--- WHAT THE TASK ASKS ---
Reproduce all of the data word for word.
* begin DATASET EXCERPT *
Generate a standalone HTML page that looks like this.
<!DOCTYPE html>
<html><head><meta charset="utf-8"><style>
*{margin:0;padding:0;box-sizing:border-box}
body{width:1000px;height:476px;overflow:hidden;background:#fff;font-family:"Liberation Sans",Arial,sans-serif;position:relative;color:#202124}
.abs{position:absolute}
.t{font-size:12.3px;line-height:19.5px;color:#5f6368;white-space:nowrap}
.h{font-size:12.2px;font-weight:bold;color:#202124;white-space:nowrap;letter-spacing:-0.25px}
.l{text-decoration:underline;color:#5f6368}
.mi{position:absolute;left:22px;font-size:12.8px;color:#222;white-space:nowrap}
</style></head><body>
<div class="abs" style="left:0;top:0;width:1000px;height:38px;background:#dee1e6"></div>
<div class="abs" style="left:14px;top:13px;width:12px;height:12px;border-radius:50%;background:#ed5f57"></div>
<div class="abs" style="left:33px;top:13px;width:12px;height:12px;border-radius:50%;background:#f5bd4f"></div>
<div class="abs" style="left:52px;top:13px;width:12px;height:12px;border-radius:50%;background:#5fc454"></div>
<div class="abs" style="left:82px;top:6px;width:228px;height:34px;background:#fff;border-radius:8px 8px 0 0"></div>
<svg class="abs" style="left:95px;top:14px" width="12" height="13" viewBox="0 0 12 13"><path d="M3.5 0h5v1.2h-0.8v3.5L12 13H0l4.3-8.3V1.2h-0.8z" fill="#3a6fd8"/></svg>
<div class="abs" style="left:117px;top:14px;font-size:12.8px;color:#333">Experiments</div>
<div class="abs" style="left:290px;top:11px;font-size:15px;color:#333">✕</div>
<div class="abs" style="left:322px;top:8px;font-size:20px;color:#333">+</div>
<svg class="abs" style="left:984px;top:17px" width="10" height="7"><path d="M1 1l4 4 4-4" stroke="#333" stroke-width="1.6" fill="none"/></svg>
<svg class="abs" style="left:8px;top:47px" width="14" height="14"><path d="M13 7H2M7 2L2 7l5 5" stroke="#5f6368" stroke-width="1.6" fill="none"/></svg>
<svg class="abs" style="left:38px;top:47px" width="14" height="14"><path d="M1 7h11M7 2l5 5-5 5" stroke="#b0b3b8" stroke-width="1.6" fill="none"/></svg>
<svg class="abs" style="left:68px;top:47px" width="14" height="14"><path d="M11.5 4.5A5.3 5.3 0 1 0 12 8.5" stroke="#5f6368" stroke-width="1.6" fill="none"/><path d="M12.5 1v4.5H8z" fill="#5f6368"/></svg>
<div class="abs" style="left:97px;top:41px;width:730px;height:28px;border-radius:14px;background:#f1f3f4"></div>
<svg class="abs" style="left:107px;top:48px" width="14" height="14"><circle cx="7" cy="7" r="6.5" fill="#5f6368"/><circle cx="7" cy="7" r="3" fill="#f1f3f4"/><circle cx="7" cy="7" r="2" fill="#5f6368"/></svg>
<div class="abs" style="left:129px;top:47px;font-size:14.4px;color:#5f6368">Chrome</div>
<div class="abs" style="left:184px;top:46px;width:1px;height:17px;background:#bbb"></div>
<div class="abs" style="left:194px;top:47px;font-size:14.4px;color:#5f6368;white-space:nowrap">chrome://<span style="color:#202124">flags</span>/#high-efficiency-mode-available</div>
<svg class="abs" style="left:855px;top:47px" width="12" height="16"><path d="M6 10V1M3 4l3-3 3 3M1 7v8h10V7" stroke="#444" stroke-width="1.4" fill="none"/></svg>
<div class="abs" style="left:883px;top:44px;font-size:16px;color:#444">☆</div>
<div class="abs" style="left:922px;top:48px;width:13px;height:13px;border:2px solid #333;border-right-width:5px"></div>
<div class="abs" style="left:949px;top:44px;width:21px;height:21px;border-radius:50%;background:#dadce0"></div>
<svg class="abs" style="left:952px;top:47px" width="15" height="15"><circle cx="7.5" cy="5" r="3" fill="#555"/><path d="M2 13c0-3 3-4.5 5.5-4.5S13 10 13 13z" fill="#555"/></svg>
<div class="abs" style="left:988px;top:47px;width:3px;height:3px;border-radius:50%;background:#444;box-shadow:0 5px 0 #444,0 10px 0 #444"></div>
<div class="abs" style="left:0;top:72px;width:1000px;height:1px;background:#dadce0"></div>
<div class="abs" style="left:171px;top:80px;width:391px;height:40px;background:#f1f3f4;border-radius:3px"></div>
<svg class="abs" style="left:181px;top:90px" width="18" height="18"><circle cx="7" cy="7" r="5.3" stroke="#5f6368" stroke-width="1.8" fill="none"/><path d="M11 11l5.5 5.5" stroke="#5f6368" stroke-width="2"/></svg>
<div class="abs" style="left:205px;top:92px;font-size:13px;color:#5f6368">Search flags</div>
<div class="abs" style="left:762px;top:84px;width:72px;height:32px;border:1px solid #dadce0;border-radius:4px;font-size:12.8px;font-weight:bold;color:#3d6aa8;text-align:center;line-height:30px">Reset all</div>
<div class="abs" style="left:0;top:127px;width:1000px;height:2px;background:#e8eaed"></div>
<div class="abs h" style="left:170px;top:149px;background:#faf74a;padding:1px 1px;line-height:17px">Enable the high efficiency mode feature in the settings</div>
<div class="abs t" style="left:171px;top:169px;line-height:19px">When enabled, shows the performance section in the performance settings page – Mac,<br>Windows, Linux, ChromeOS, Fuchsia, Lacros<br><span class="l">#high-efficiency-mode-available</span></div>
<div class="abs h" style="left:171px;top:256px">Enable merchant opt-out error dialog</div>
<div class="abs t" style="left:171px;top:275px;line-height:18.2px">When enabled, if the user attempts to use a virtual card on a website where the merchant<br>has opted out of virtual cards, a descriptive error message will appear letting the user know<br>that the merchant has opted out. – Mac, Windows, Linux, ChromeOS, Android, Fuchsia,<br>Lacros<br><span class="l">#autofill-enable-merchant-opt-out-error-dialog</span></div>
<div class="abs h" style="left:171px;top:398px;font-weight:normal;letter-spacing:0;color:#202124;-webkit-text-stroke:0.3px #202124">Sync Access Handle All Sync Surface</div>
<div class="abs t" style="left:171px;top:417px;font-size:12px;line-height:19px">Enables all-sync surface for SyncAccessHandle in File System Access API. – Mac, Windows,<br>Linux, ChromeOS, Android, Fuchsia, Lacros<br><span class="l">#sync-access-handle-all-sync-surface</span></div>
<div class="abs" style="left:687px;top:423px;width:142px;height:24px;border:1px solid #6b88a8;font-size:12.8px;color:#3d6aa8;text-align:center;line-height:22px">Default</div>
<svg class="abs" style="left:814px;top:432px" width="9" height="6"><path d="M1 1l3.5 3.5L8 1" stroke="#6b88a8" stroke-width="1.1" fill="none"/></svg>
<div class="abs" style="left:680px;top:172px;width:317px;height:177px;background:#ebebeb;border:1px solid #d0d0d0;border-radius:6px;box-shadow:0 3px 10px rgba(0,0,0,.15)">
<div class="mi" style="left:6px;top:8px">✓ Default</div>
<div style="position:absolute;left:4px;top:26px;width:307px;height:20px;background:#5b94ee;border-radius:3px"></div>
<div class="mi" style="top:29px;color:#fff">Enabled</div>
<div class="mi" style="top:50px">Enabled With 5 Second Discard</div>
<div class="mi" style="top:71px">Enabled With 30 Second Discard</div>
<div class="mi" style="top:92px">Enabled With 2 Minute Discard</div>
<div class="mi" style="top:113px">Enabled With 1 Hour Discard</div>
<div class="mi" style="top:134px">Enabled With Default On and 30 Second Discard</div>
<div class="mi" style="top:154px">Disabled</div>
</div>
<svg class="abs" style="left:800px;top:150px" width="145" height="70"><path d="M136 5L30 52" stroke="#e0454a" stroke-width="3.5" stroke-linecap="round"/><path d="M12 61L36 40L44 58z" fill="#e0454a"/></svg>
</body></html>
* end DATASET EXCERPT *
--- EXERCISE RESULT ---
Generate a standalone HTML page that looks like this.
<!DOCTYPE html>
<html><head><meta charset="utf-8"><style>
*{margin:0;padding:0;box-sizing:border-box}
body{width:1000px;height:476px;overflow:hidden;background:#fff;font-family:"Liberation Sans",Arial,sans-serif;position:relative;color:#202124}
.abs{position:absolute}
.t{font-size:12.3px;line-height:19.5px;color:#5f6368;white-space:nowrap}
.h{font-size:12.2px;font-weight:bold;color:#202124;white-space:nowrap;letter-spacing:-0.25px}
.l{text-decoration:underline;color:#5f6368}
.mi{position:absolute;left:22px;font-size:12.8px;color:#222;white-space:nowrap}
</style></head><body>
<div class="abs" style="left:0;top:0;width:1000px;height:38px;background:#dee1e6"></div>
<div class="abs" style="left:14px;top:13px;width:12px;height:12px;border-radius:50%;background:#ed5f57"></div>
<div class="abs" style="left:33px;top:13px;width:12px;height:12px;border-radius:50%;background:#f5bd4f"></div>
<div class="abs" style="left:52px;top:13px;width:12px;height:12px;border-radius:50%;background:#5fc454"></div>
<div class="abs" style="left:82px;top:6px;width:228px;height:34px;background:#fff;border-radius:8px 8px 0 0"></div>
<svg class="abs" style="left:95px;top:14px" width="12" height="13" viewBox="0 0 12 13"><path d="M3.5 0h5v1.2h-0.8v3.5L12 13H0l4.3-8.3V1.2h-0.8z" fill="#3a6fd8"/></svg>
<div class="abs" style="left:117px;top:14px;font-size:12.8px;color:#333">Experiments</div>
<div class="abs" style="left:290px;top:11px;font-size:15px;color:#333">✕</div>
<div class="abs" style="left:322px;top:8px;font-size:20px;color:#333">+</div>
<svg class="abs" style="left:984px;top:17px" width="10" height="7"><path d="M1 1l4 4 4-4" stroke="#333" stroke-width="1.6" fill="none"/></svg>
<svg class="abs" style="left:8px;top:47px" width="14" height="14"><path d="M13 7H2M7 2L2 7l5 5" stroke="#5f6368" stroke-width="1.6" fill="none"/></svg>
<svg class="abs" style="left:38px;top:47px" width="14" height="14"><path d="M1 7h11M7 2l5 5-5 5" stroke="#b0b3b8" stroke-width="1.6" fill="none"/></svg>
<svg class="abs" style="left:68px;top:47px" width="14" height="14"><path d="M11.5 4.5A5.3 5.3 0 1 0 12 8.5" stroke="#5f6368" stroke-width="1.6" fill="none"/><path d="M12.5 1v4.5H8z" fill="#5f6368"/></svg>
<div class="abs" style="left:97px;top:41px;width:730px;height:28px;border-radius:14px;background:#f1f3f4"></div>
<svg class="abs" style="left:107px;top:48px" width="14" height="14"><circle cx="7" cy="7" r="6.5" fill="#5f6368"/><circle cx="7" cy="7" r="3" fill="#f1f3f4"/><circle cx="7" cy="7" r="2" fill="#5f6368"/></svg>
<div class="abs" style="left:129px;top:47px;font-size:14.4px;color:#5f6368">Chrome</div>
<div class="abs" style="left:184px;top:46px;width:1px;height:17px;background:#bbb"></div>
<div class="abs" style="left:194px;top:47px;font-size:14.4px;color:#5f6368;white-space:nowrap">chrome://<span style="color:#202124">flags</span>/#high-efficiency-mode-available</div>
<svg class="abs" style="left:855px;top:47px" width="12" height="16"><path d="M6 10V1M3 4l3-3 3 3M1 7v8h10V7" stroke="#444" stroke-width="1.4" fill="none"/></svg>
<div class="abs" style="left:883px;top:44px;font-size:16px;color:#444">☆</div>
<div class="abs" style="left:922px;top:48px;width:13px;height:13px;border:2px solid #333;border-right-width:5px"></div>
<div class="abs" style="left:949px;top:44px;width:21px;height:21px;border-radius:50%;background:#dadce0"></div>
<svg class="abs" style="left:952px;top:47px" width="15" height="15"><circle cx="7.5" cy="5" r="3" fill="#555"/><path d="M2 13c0-3 3-4.5 5.5-4.5S13 10 13 13z" fill="#555"/></svg>
<div class="abs" style="left:988px;top:47px;width:3px;height:3px;border-radius:50%;background:#444;box-shadow:0 5px 0 #444,0 10px 0 #444"></div>
<div class="abs" style="left:0;top:72px;width:1000px;height:1px;background:#dadce0"></div>
<div class="abs" style="left:171px;top:80px;width:391px;height:40px;background:#f1f3f4;border-radius:3px"></div>
<svg class="abs" style="left:181px;top:90px" width="18" height="18"><circle cx="7" cy="7" r="5.3" stroke="#5f6368" stroke-width="1.8" fill="none"/><path d="M11 11l5.5 5.5" stroke="#5f6368" stroke-width="2"/></svg>
<div class="abs" style="left:205px;top:92px;font-size:13px;color:#5f6368">Search flags</div>
<div class="abs" style="left:762px;top:84px;width:72px;height:32px;border:1px solid #dadce0;border-radius:4px;font-size:12.8px;font-weight:bold;color:#3d6aa8;text-align:center;line-height:30px">Reset all</div>
<div class="abs" style="left:0;top:127px;width:1000px;height:2px;background:#e8eaed"></div>
<div class="abs h" style="left:170px;top:149px;background:#faf74a;padding:1px 1px;line-height:17px">Enable the high efficiency mode feature in the settings</div>
<div class="abs t" style="left:171px;top:169px;line-height:19px">When enabled, shows the performance section in the performance settings page – Mac,<br>Windows, Linux, ChromeOS, Fuchsia, Lacros<br><span class="l">#high-efficiency-mode-available</span></div>
<div class="abs h" style="left:171px;top:256px">Enable merchant opt-out error dialog</div>
<div class="abs t" style="left:171px;top:275px;line-height:18.2px">When enabled, if the user attempts to use a virtual card on a website where the merchant<br>has opted out of virtual cards, a descriptive error message will appear letting the user know<br>that the merchant has opted out. – Mac, Windows, Linux, ChromeOS, Android, Fuchsia,<br>Lacros<br><span class="l">#autofill-enable-merchant-opt-out-error-dialog</span></div>
<div class="abs h" style="left:171px;top:398px;font-weight:normal;letter-spacing:0;color:#202124;-webkit-text-stroke:0.3px #202124">Sync Access Handle All Sync Surface</div>
<div class="abs t" style="left:171px;top:417px;font-size:12px;line-height:19px">Enables all-sync surface for SyncAccessHandle in File System Access API. – Mac, Windows,<br>Linux, ChromeOS, Android, Fuchsia, Lacros<br><span class="l">#sync-access-handle-all-sync-surface</span></div>
<div class="abs" style="left:687px;top:423px;width:142px;height:24px;border:1px solid #6b88a8;font-size:12.8px;color:#3d6aa8;text-align:center;line-height:22px">Default</div>
<svg class="abs" style="left:814px;top:432px" width="9" height="6"><path d="M1 1l3.5 3.5L8 1" stroke="#6b88a8" stroke-width="1.1" fill="none"/></svg>
<div class="abs" style="left:680px;top:172px;width:317px;height:177px;background:#ebebeb;border:1px solid #d0d0d0;border-radius:6px;box-shadow:0 3px 10px rgba(0,0,0,.15)">
<div class="mi" style="left:6px;top:8px">✓ Default</div>
<div style="position:absolute;left:4px;top:26px;width:307px;height:20px;background:#5b94ee;border-radius:3px"></div>
<div class="mi" style="top:29px;color:#fff">Enabled</div>
<div class="mi" style="top:50px">Enabled With 5 Second Discard</div>
<div class="mi" style="top:71px">Enabled With 30 Second Discard</div>
<div class="mi" style="top:92px">Enabled With 2 Minute Discard</div>
<div class="mi" style="top:113px">Enabled With 1 Hour Discard</div>
<div class="mi" style="top:134px">Enabled With Default On and 30 Second Discard</div>
<div class="mi" style="top:154px">Disabled</div>
</div>
<svg class="abs" style="left:800px;top:150px" width="145" height="70"><path d="M136 5L30 52" stroke="#e0454a" stroke-width="3.5" stroke-linecap="round"/><path d="M12 61L36 40L44 58z" fill="#e0454a"/></svg>
</body></html>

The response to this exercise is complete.